Your business will also be liable for any taxes, penalties, and interest with the Department of Revenue for the same period. You may also be hit with local penalties for failure to obtain a business license or business tax certificate in the county or city where required with its attendant taxes, interest, and fees.
What you should know when you withdraw.
Given all of the above, what steps should be taken when your business decides to no longer do business in the Foreign State? Well, your business will have to pay all of the fees for withdrawal and certify it owes no debts in or to the state, including taxes, penalties, and fees. In some states, a letter or certificate of “no taxes due” must be sent by the Department of Revenue to the Secretary of State before the Secretary will allow your business to withdraw.
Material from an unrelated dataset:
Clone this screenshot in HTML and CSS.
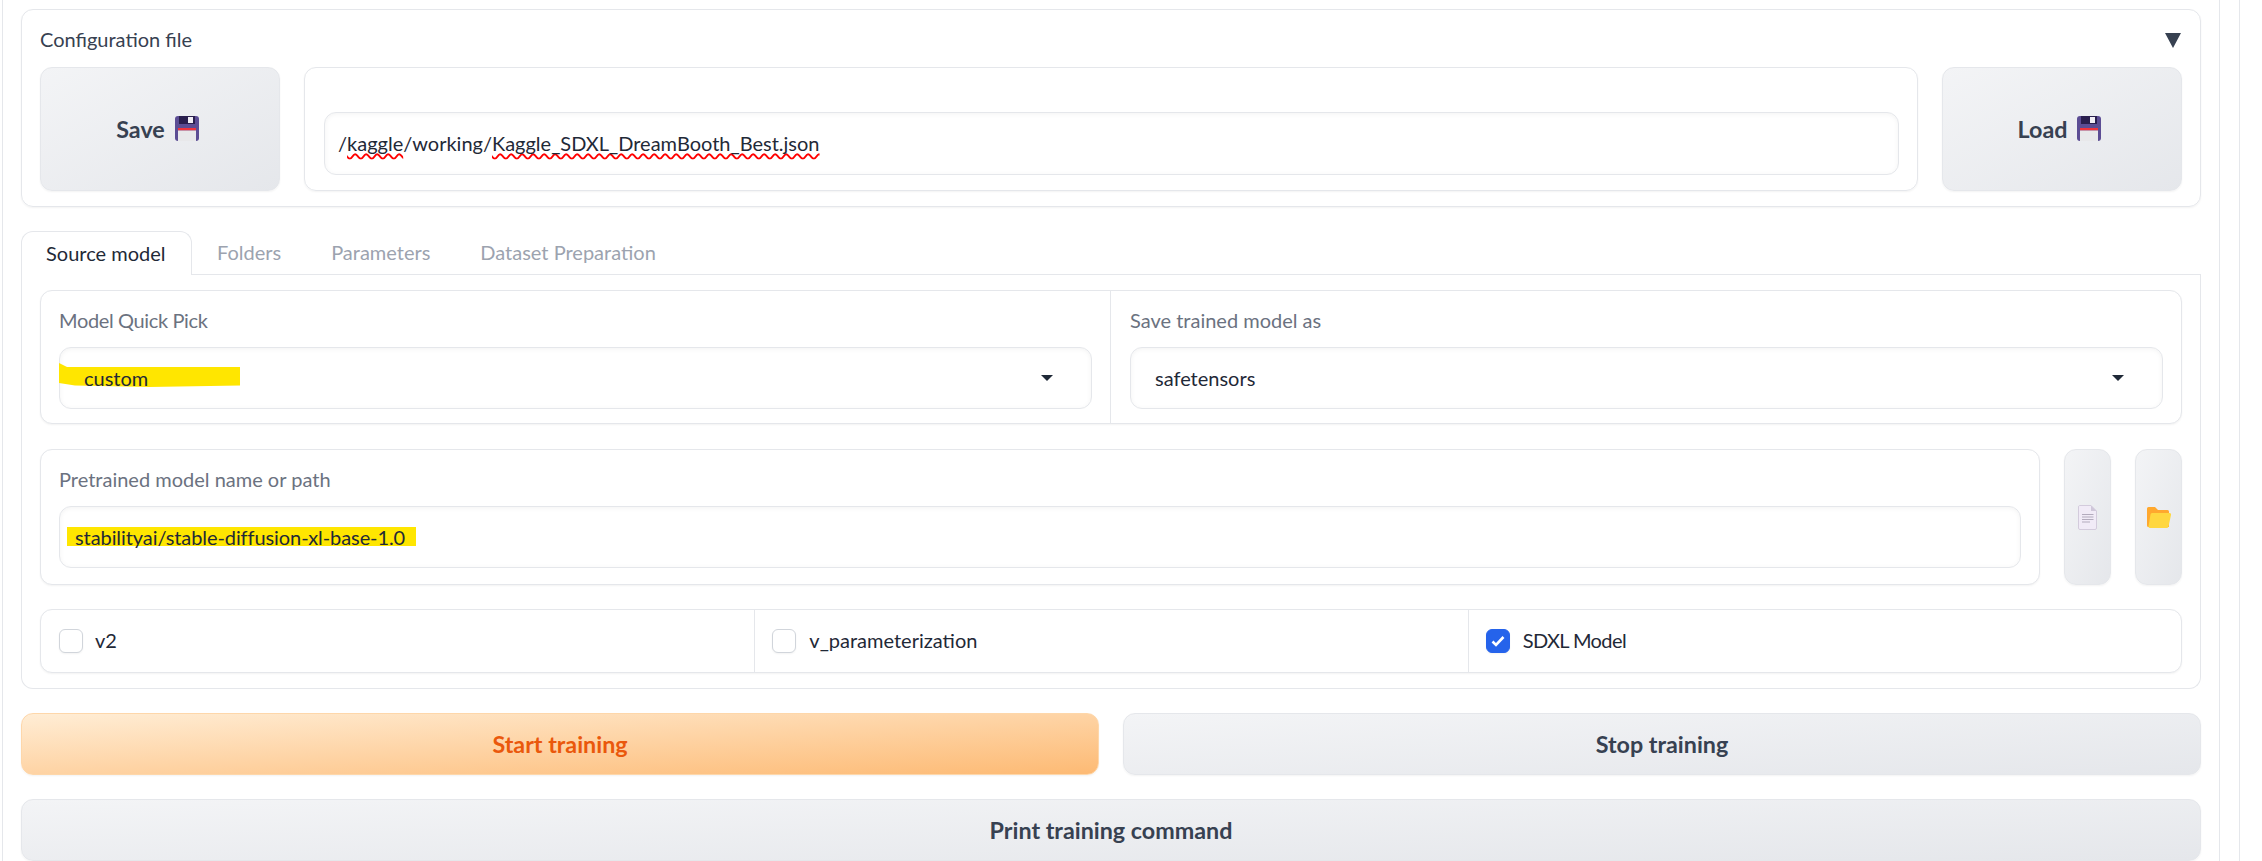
FILE: index.html
```html
<!DOCTYPE html>
<html lang="en">
<head>
<meta charset="utf-8">
<title>Kaggle SDXL DreamBooth</title>
<link rel="stylesheet" href="styles.css">
</head>
<body>
<div class="outer">
<main class="frame">
  <section class="config">
    <div class="config-head">
      <span class="config-label">Configuration file</span>
      <svg class="caret" width="16" height="15" viewBox="0 0 16 15"><path d="M0 0H16L8 15Z" fill="#374151"/></svg>
    </div>
    <div class="config-row">
      <button class="btn btn-side">Save
        <svg class="floppy" width="24" height="25" viewBox="0 0 24 25"><rect width="24" height="25" rx="3" fill="#5c4d94"/><rect x="4" width="16" height="8" fill="#2a1f4e"/><rect x="13" y="1" width="5" height="6" fill="#f1eef5"/><rect x="3" y="12" width="18" height="2.5" fill="#f0333d"/><rect x="3" y="14.5" width="18" height="10.5" fill="#e8e8ea"/></svg>
      </button>
      <div class="config-field">
        <div class="input input-text"><span>/<span class="spell">kaggle</span>/working/<span class="spell">Kaggle_SDXL_DreamBooth_Best.json</span></span></div>
      </div>
      <button class="btn btn-side">Load
        <svg class="floppy" width="24" height="25" viewBox="0 0 24 25"><rect width="24" height="25" rx="3" fill="#5c4d94"/><rect x="4" width="16" height="8" fill="#2a1f4e"/><rect x="13" y="1" width="5" height="6" fill="#f1eef5"/><rect x="3" y="12" width="18" height="2.5" fill="#f0333d"/><rect x="3" y="14.5" width="18" height="10.5" fill="#e8e8ea"/></svg>
      </button>
    </div>
  </section>

  <nav class="tabs">
    <span class="tab tab-active">Source model</span>
    <span class="tab">Folders</span>
    <span class="tab">Parameters</span>
    <span class="tab">Dataset Preparation</span>
  </nav>

  <section class="panel">
    <div class="card picks">
      <div class="pick">
        <div class="field-label label-tight">Model Quick Pick</div>
        <div class="input input-select">
          <svg class="mark mark-custom" width="181" height="25" viewBox="0 0 181 25"><path d="M0 0L8 4H181V22.500L90 24L16 22.500L0 20Z" fill="#ffe600"/></svg>
          <span class="value">custom</span>
          <svg class="arrow" width="12" height="6" viewBox="0 0 12 6"><path d="M0 0H12L6 6Z" fill="#1f2937"/></svg>
        </div>
      </div>
      <div class="pick pick-divided">
        <div class="field-label">Save trained model as</div>
        <div class="input input-select">
          <span class="value">safetensors</span>
          <svg class="arrow" width="12" height="6" viewBox="0 0 12 6"><path d="M0 0H12L6 6Z" fill="#1f2937"/></svg>
        </div>
      </div>
    </div>

    <div class="path-row">
      <div class="card path-card">
        <div class="field-label">Pretrained model name or path</div>
        <div class="input input-text input-path">
          <span class="mark mark-path"></span>
          <span class="value">stabilityai/stable-diffusion-xl-base-1.0</span>
        </div>
      </div>
      <button class="btn btn-icon">
        <svg width="19" height="25" viewBox="0 0 19 25"><path d="M1.500 0.500H13L18.500 6V23a1.500 1.500 0 0 1-1.500 1.500H2A1.500 1.500 0 0 1 .5 23V2A1.500 1.500 0 0 1 1.500 .5Z" fill="#f1ebf7" stroke="#d3cbdc"/><path d="M13 .5V6H18.500Z" fill="#cfc7d9"/><path d="M4 9.500H15.500M4 12H15.500M4 14.500H15.500M4 17H12" stroke="#b3abbd" stroke-width="1.200"/></svg>
      </button>
      <button class="btn btn-icon">
        <svg width="24" height="21" viewBox="0 0 24 21"><path d="M1.500 0H8L11 3H20.500A1.500 1.500 0 0 1 22 4.500V20H1.500A1.500 1.500 0 0 1 0 18.500V1.500A1.500 1.500 0 0 1 1.500 0Z" fill="#ffa82e"/><path d="M5 6H22.500A1.500 1.500 0 0 1 24 8L21.500 19.500A1.800 1.800 0 0 1 20 21H3A1.500 1.500 0 0 1 1.500 19.500L3.500 7.500A1.800 1.800 0 0 1 5 6Z" fill="#ffd740"/></svg>
      </button>
    </div>

    <div class="card checks">
      <label class="check"><span class="box"></span><span class="check-text">v2</span></label>
      <label class="check check-divided"><span class="box"></span><span class="check-text">v_parameterization</span></label>
      <label class="check check-divided"><span class="box box-on"><svg width="14" height="12" viewBox="0 0 14 12"><path d="M1.500 6.500L5 10L12.500 2" fill="none" stroke="#fff" stroke-width="2.600"/></svg></span><span class="check-text label-tighter">SDXL Model</span></label>
    </div>
  </section>

  <div class="actions">
    <button class="btn btn-wide btn-primary">Start training</button>
    <button class="btn btn-wide">Stop training</button>
  </div>
  <button class="btn btn-wide btn-print">Print training command</button>
</main>
</div>
</body>
</html>
```

FILE: styles.css
```css
* { box-sizing: border-box; }
html, body { margin: 0; padding: 0; height: 861px; overflow: hidden; background: #fff; }
body { font-family: "Lato", "Open Sans", sans-serif; font-size: 20px; line-height: 26px; color: #1f2937; }

.outer { width: 2240px; height: 861px; border-right: 1px solid #e5e7eb; }
.frame { margin-left: 2px; width: 2218px; height: 861px; padding: 9px 18px 0 18px; border-left: 1px solid #e5e7eb; border-right: 1px solid #e5e7eb; }

.btn {
  border: 1px solid #e5e7eb; border-radius: 12px; font: inherit; font-size: 23.3px; font-weight: 700;
  color: #374151; background: linear-gradient(to bottom right, #f3f4f6, #e5e7eb);
  box-shadow: 0 1px 2px rgba(0,0,0,.05); display: flex; align-items: center; justify-content: center; padding: 0;
}

.config { height: 198px; border: 1px solid #e5e7eb; border-radius: 12px; padding: 0 18px 15px 18px; box-shadow: 0 1px 2px rgba(0,0,0,.05); }
.config-head { height: 57px; display: flex; justify-content: space-between; align-items: center; }
.config-label { color: #374151; }
.caret { margin-top: 3px; margin-right: 1px; }
.config-row { display: flex; gap: 24px; height: 124px; }
.btn-side { width: 240px; flex: none; gap: 10px; }
.floppy { margin-right: 5px; margin-top: -1px; }
.config-field { flex: 1; border: 1px solid #e5e7eb; border-radius: 12px; padding: 44px 18px 15px 19px; box-shadow: 0 1px 2px rgba(0,0,0,.05); }

.input { position: relative; height: 62px; border: 1px solid #e5e7eb; border-radius: 12px; display: flex; align-items: center; box-shadow: inset 0 1px 5px rgba(0,0,0,.05); background: #fff; }
.input-text { padding: 0 13px 2px; height: 63px; }
.input-select { padding: 0 38px 0 24px; justify-content: space-between; }
.spell { text-decoration: underline wavy #f00 1.5px; text-underline-offset: 2px; text-decoration-skip-ink: none; }
.value { position: relative; }

.tabs { display: flex; height: 44px; margin-top: 24px; border-bottom: 1px solid #e5e7eb; color: #9ca3af; }
.tab { padding: 8px 25px 0 25px; }
.tab-active { width: 171px; height: 44px; padding-left: 24px; padding-right: 0; color: #1f2937; background: #fff; border: 1px solid #e5e7eb; border-bottom: 0; border-radius: 12px 12px 0 0; }

.panel { height: 414px; border: 1px solid #e5e7eb; border-top: 0; border-radius: 0 0 12px 12px; padding: 15px 18px 0 18px; }
.card { border: 1px solid #e5e7eb; border-radius: 12px; box-shadow: 0 1px 2px rgba(0,0,0,.05); background: #fff; }
.field-label { color: #6b7280; margin-bottom: 14px; }
.label-tight { letter-spacing: -0.36px; }
.label-tighter { letter-spacing: -0.6px; }

.picks { display: flex; height: 134px; }
.pick { flex: 1; padding: 16px 18px 0 18px; }
.pick-divided { border-left: 1px solid #e5e7eb; padding-left: 19px; }
.mark { position: absolute; }
.mark-custom { left: -1px; top: 15px; }

.path-row { display: flex; gap: 24px; height: 136px; margin-top: 25px; }
.path-card { flex: 1; padding: 16px 18px 0 18px; }
.input-path { height: 62px; padding: 0 15px; letter-spacing: -0.08px; }
.mark-path { left: 7px; top: 20px; width: 349px; height: 19px; background: #ffe600; }
.btn-icon { width: 47px; flex: none; }

.checks { display: flex; height: 64px; margin-top: 24px; }
.check { flex: 1; display: flex; align-items: center; gap: 12px; padding-left: 18px; color: #1f2937; }
.check-text { margin-top: -2px; }
.check-divided { border-left: 1px solid #e5e7eb; padding-left: 17px; gap: 13px; }
.box { width: 24px; height: 24px; flex: none; border: 1px solid #d1d5db; border-radius: 6px; background: #fff; display: flex; align-items: center; justify-content: center; box-shadow: 0 1px 2px rgba(0,0,0,.05); }
.box-on { background: #2563eb; border-color: #2563eb; }

.actions { display: flex; gap: 24px; margin-top: 24px; }
.btn-wide { flex: 1; height: 62px; }
.btn-print { width: 100%; margin-top: 24px; }
.btn-primary { color: #ea580c; border-color: #fed7aa; background: linear-gradient(to bottom right, #ffedd5, #fdba74); }
```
Difficulties can arise in those states when you file a “final return,” but fail to withdraw in a timely fashion. Some states will continue to require at least a minimum flat tax for as long as you remain authorized to do business there and will assess penalties and interest on that minimum should you fail to pay. So timely withdrawal and coordination with the state and local taxing authorities is mission critical if you like not paying the government money unnecessarily.
In conclusion, do the right thing when considering doing business outside of your state of formation or Domicile and when ceasing doing such business. Failure here can end up being a very costly mistake.